Preservation of Dental Restoration Bond Strength through Interfacial Delivery of Antidegradative Agents
Stewart, Cameron 1 ; Hong, Jenny 2 ; Hatton, Benjamin 1, 3 ; Finer, Yoav 2, 3
1 Institute of Biomaterials and Biomedical Engineering ; 2 University of Toronto Faculty of Dentistry, University of Toronto ; 3 Department of Materials Science and Engineering
Human salivary and bacterial enzymes increase biodegradation of the restoration-tooth interface, and interfacial microbial proliferation and virulence, contributing to restoration failure. Antimicrobial restorative materials may reduce recurrent caries and prolong service life by limiting bacterial proliferation. Some antimicrobials affect hydrolysing enzymes, and therefore could affect the degradation of the restoration-tooth bond.
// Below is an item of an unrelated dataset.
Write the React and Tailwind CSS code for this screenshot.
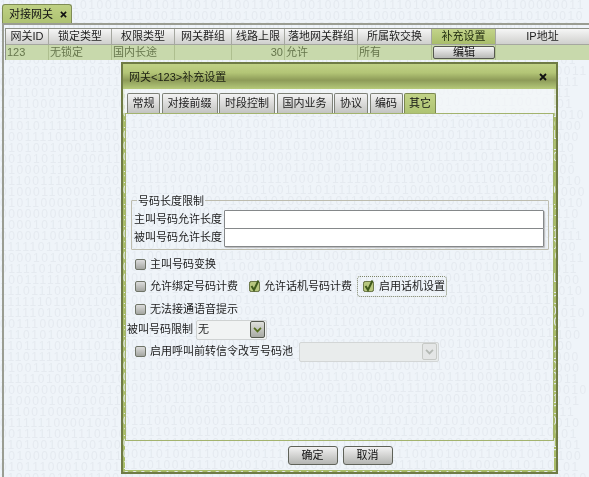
import React from "react";

function rows(seed, n, len) {
  let s = seed;
  const out = [];
  for (let i = 0; i < n; i++) {
    let r = "";
    for (let j = 0; j < len; j++) {
      s = (s * 1103515245 + 12345) & 0x7fffffff;
      r += (s >> 16) & 1 ? "1" : "0";
    }
    out.push(r);
  }
  return out;
}

const Binary = ({ seed = 7, n = 44, len = 72 }) => (
  <div className="absolute inset-0 overflow-hidden select-none pointer-events-none font-['Liberation_Sans',sans-serif] text-[12px] leading-[11px] tracking-[1.6px] text-[#e5eaf0] whitespace-pre">
    {rows(seed, n, len).map((r, i) => (
      <div key={i} className="h-[11px]">{r}</div>
    ))}
  </div>
);

const Check = ({ on }) => (
  <span className="flex-none w-[11px] h-[11px] rounded-[2px] border border-[#6f7468] bg-gradient-to-b from-[#dcdcdc] to-[#a4a6a1] relative">
    {on && (
      <svg viewBox="0 0 11 11" className="absolute -inset-[1px] w-[11px] h-[11px] overflow-visible">
        <rect x="0.5" y="0.5" width="10" height="10" rx="2" fill="#b7c77f" stroke="#6d7a49" />
        <path d="M2.5 5 L5 9 L9.5 -0.5" fill="none" stroke="#3f5a1c" strokeWidth="2" />
      </svg>
    )}
  </span>
);

const Cross = ({ size = 8 }) => (
  <svg viewBox="0 0 8 8" style={{ width: size, height: size }} className="flex-none">
    <path d="M1 1 L7 7 M7 1 L1 7" fill="none" stroke="#111" strokeWidth="1.8" />
  </svg>
);

const Chevron = ({ dim }) => (
  <span className={`flex-none w-[15px] h-[17px] rounded-[2px] border flex items-center justify-center ${dim ? "border-[#c6c9c6] bg-[#e4e6e6]" : "border-[#55594f] bg-gradient-to-b from-[#dfe0dc] to-[#a8aaa3]"}`}>
    <svg viewBox="0 0 10 7" className="w-[9px] h-[6px]">
      <path d="M1 1 L5 5.2 L9 1" fill="none" stroke={dim ? "#b3b8b3" : "#56701f"} strokeWidth="2" />
    </svg>
  </span>
);

const columns = [
  ["网关ID", "w-[43px]"],
  ["锁定类型", "w-[63px]"],
  ["权限类型", "w-[63px]"],
  ["网关群组", "w-[57px]"],
  ["线路上限", "w-[53px]"],
  ["落地网关群组", "w-[73px]"],
  ["所属软交换", "w-[74px]"],
  ["补充设置", "w-[64px]"],
  ["IP地址", "w-[94px]"],
];

const cells = ["123", "无锁定", "国内长途", "", "30", "允许", "所有", null, ""];

const tabs = [
  ["常规", "w-[33px]"],
  ["对接前缀", "w-[56px]"],
  ["时段控制", "w-[56px]"],
  ["国内业务", "w-[56px]"],
  ["协议", "w-[34px]"],
  ["编码", "w-[33px]"],
  ["其它", "w-[32px]"],
];

const Btn = ({ children }) => (
  <button className="w-[50px] h-[19px] rounded-[3px] border border-[#5f6259] bg-gradient-to-b from-[#f2f2f2] to-[#b4b5b2] text-[11px] leading-none text-[#111]">
    {children}
  </button>
);

export default function App() {
  return (
    <div className="relative w-[589px] h-[477px] overflow-hidden bg-[#eff4f9] font-['Liberation_Sans','Noto_Sans_CJK_SC',sans-serif] text-[11px] text-[#1c1c1c] blur-[0.3px]">
      <Binary seed={11} />
      <div className="relative flex flex-col h-full pt-[4px] pl-[2px]">
        <div className="flex-none w-[70px] h-[19px] rounded-t-[3px] border border-b-0 border-[#7f8c55] bg-gradient-to-b from-[#bfd184] to-[#aec272] flex items-center pl-[6px] gap-[7px] text-[#111] whitespace-nowrap">
          <span>对接网关</span>
          <Cross size={7} />
        </div>
        <div className="flex-1 border-l-2 border-t-2 border-[#9a9d92] pl-[1px] pt-[3px]">
          <div className="flex flex-col border-l border-t border-[#8d9086]">
            <div className="flex h-[16px]">
              {columns.map(([t, w], i) => (
                <div
                  key={t}
                  className={`${w} flex-none flex items-center justify-center border-r border-b border-[#a5a7a0] whitespace-nowrap ${i === 7 ? "bg-gradient-to-b from-[#c3d48a] to-[#a9bd6b] text-[#1f2a0e]" : "bg-gradient-to-b from-[#f6f6f6] to-[#cfd0cd]"}`}
                >
                  {t}
                </div>
              ))}
            </div>
            <div className="flex h-[15px] bg-[#c8d9ac] text-[#66764c]">
              {cells.map((c, i) => (
                <div
                  key={i}
                  className={`${columns[i][1]} flex-none flex items-center border-r border-[#aebf8f] pl-[1px] whitespace-nowrap ${i === 4 ? "justify-end pr-[1px]" : ""}`}
                >
                  {c === null ? (
                    <span className="w-[62px] h-[13px] rounded-[2px] border border-[#56594f] bg-gradient-to-b from-[#f4f4f4] to-[#b9bab7] flex items-center justify-center text-[#111]">
                      编辑
                    </span>
                  ) : (
                    c
                  )}
                </div>
              ))}
            </div>
          </div>
        </div>
      </div>

      <div className="absolute left-[121px] top-[62px] w-[437px] h-[412px] border-2 border-[#6f7b45] flex flex-col bg-[#eff4f9] shadow-[inset_0_0_0_2px_#a8bc68] overflow-hidden">
        <Binary seed={29} />
        <div className="relative flex-none h-[25px] flex items-center justify-between pl-[6px] pr-[9px] pt-[1px] bg-[linear-gradient(#c0d186_0%,#b3c576_35%,#8d9b58_65%,#a4b66c_85%,#b7ca7a_100%)] text-[#1c2012]">
          <span>网关&lt;123&gt;补充设置</span>
          <Cross />
        </div>
        <div className="relative flex-none flex gap-[1.5px] pl-[4px] pt-[4px] h-[24px] bg-[#f3f6f8]/70">
          {tabs.map(([t, w], i) => (
            <div
              key={t}
              className={`${w} flex-none h-[20px] rounded-t-[2px] border border-b-0 flex items-center justify-center ${i === 6 ? "bg-gradient-to-b from-[#c2d387] to-[#aec373] border-[#7b8850] text-[#111]" : "bg-gradient-to-b from-[#f3f3f3] to-[#c3c4c1] border-[#7e8178] text-[#1c1c1c]"}`}
            >
              {t}
            </div>
          ))}
        </div>
        <div className="relative flex-none h-[328px] mx-[2px] border border-[#a3b36e] flex flex-col px-[1px]">
          <fieldset className="mt-[86px] ml-[4px] w-[418px] h-[50px] border border-[#bdbcae] rounded-[1px] relative flex flex-col pt-[9px] pl-[2px]">
            <legend className="absolute left-[5px] -top-[7px] px-[1px] leading-[14px] bg-[#eff4f9] text-[#222]">号码长度限制</legend>
            <div className="flex h-[18px] items-center">
              <span className="w-[90px] whitespace-nowrap">主叫号码允许长度</span>
              <span className="w-[320px] h-[19px] bg-white border border-[#85888a] rounded-[1px] shadow-[1px_1px_1px_#bbb]" />
            </div>
            <div className="flex h-[18px] items-center">
              <span className="w-[90px] whitespace-nowrap">被叫号码允许长度</span>
              <span className="w-[320px] h-[19px] bg-white border border-[#85888a] rounded-[1px] shadow-[1px_1px_1px_#bbb]" />
            </div>
          </fieldset>
          <div className="mt-[5px] ml-[8px] flex items-center gap-[4px] h-[18px]">
            <Check />
            <span>主叫号码变换</span>
          </div>
          <div className="mt-[2px] ml-[8px] flex items-center h-[22px]">
            <Check />
            <span className="ml-[4px] w-[99px] whitespace-nowrap">允许绑定号码计费</span>
            <Check on />
            <span className="ml-[4px] w-[93px] whitespace-nowrap">允许话机号码计费</span>
            <span className="w-[90px] h-[21px] flex items-center gap-[5px] pl-[5px] rounded-[3px] border border-dotted border-[#7d8468] whitespace-nowrap">
              <Check on />
              <span>启用话机设置</span>
            </span>
          </div>
          <div className="mt-[3px] ml-[8px] flex items-center gap-[4px] h-[18px]">
            <Check />
            <span>无法接通语音提示</span>
          </div>
          <div className="mt-[1px] flex items-center h-[21px] whitespace-nowrap">
            <span className="w-[69px]">被叫号码限制</span>
            <span className="w-[71px] h-[20px] bg-[#f1f3f3] border border-[#cfd2d2] rounded-[2px] flex items-center justify-between pl-[1px] pr-[1px]">
              <span>无</span>
              <Chevron />
            </span>
          </div>
          <div className="mt-[1px] ml-[8px] flex items-center h-[21px] whitespace-nowrap">
            <Check />
            <span className="ml-[4px] w-[149px]">启用呼叫前转信令改写号码池</span>
            <span className="w-[140px] h-[20px] bg-[#e9ecec] border border-[#d3d6d6] rounded-[2px] flex items-center justify-end pr-[1px]">
              <Chevron dim />
            </span>
          </div>
        </div>
        <div className="relative flex-1 flex items-start justify-center gap-[5px] pt-[5px] pl-[1px]">
          <Btn>确定</Btn>
          <Btn>取消</Btn>
        </div>
      </div>
    </div>
  );
}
Objectives: to assess long-term effects of antimicrobial release from resin adhesive on restoration-tooth bond strength, and to explore the role of inhibition of relevant degradative enzymes on this effect.
Mini short-rod specimens of resin composite (Z250, 3M) bonded to human dentin (University of Toronto ethics approval #25793) with total-etch adhesive (Scotchbond MP, 3M) as provided or with 10%w/w antimicrobial drug-templated silica particles (with octenidine dihydrochloride, OCT)(N=10/group) were made. Specimen bond fracture toughness was measured via Microtensile Tester (Bisco) at 1 mm/minute loading, as-manufactured or post-incubation in simulated human salivary esterase (SHSE) for up to 6-months (37C, pH 7.2). Activity of model and salivary, enzymes, and adsorption of model and salivary enzymes to resin adhesive, were measured with and without OCT at 0.2, 2, and 20 µg/mL.
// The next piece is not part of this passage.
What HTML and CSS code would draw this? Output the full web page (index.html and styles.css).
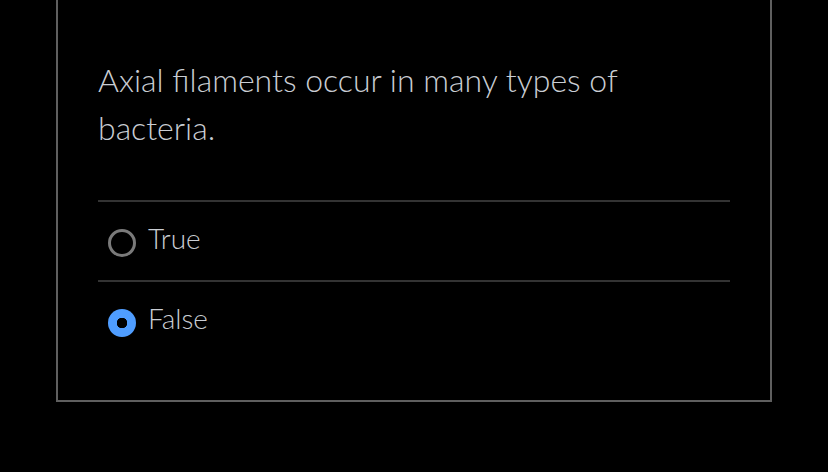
FILE: index.html
```html
<!DOCTYPE html>
<html>
<head>
<meta charset="utf-8">
<link rel="stylesheet" href="styles.css">
</head>
<body>
<div class="card">
  <p class="question">Axial filaments occur in many types of bacteria.</p>
  <div class="options">
    <label class="option">
      <span class="radio"></span>
      <span class="label">True</span>
    </label>
    <label class="option">
      <span class="radio checked"></span>
      <span class="label">False</span>
    </label>
  </div>
</div>
</body>
</html>
```
FILE: styles.css
```css
html, body {
  margin: 0;
  padding: 0;
  background: #000;
}
body {
  font-family: Lato, "Open Sans", sans-serif;
  font-weight: 300;
  color: #c9cdd3;
}
.card {
  margin-left: 56px;
  border: 2px solid #5f5f5f;
  border-top: none;
  padding: 56px 40px 40px 40px;
  box-sizing: content-box;
  width: 632px;
}
.question {
  margin: 0;
  font-size: 32px;
  line-height: 48px;
  max-width: 560px;
}
.options {
  margin-top: 48px;
}
.option {
  display: flex;
  align-items: center;
  gap: 12px;
  height: 78px;
  border-top: 2px solid #333;
  padding-left: 10px;
  box-sizing: content-box;
}
.radio {
  width: 22px;
  height: 22px;
  border: 3px solid #7a7a7a;
  border-radius: 50%;
  margin-top: 4px;
  flex: none;
}
.radio.checked {
  border: none;
  width: 28px;
  height: 28px;
  background: radial-gradient(circle, #000 0 5px, #4f9dff 5.5px);
}
.label {
  font-size: 28px;
  margin-bottom: 6px;
}
```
Fracture toughness of antimicrobial restorations were preserved at the initial level and outperformed control at 6-months in SHSE (1.31±0.17 vs 0.86±0.30 MPa*m0.5). OCT inhibited model enzyme activity (-60% to -100%) and adsorption to resin adhesive (-30%). Adsorption of salivary enzymes was unaffected, but their activities were also inhibited (-46%).
The effect of the surfactant-drug OCT on enzyme activity depends on enzyme and substrate. This antimicrobial adhesive system has potential to preserve restoration bond through inhibition of enzymatic degradation and reduce adsorption of some enzymes over the adhesive, as well as prevent recurrent caries through its antimicrobial activity. This work presents a novel method for protecting dental restorations and extending service life and highlights the importance of studying materials in a realistic environment that models the challenges faced in vivo as these effects may significantly impact material performance.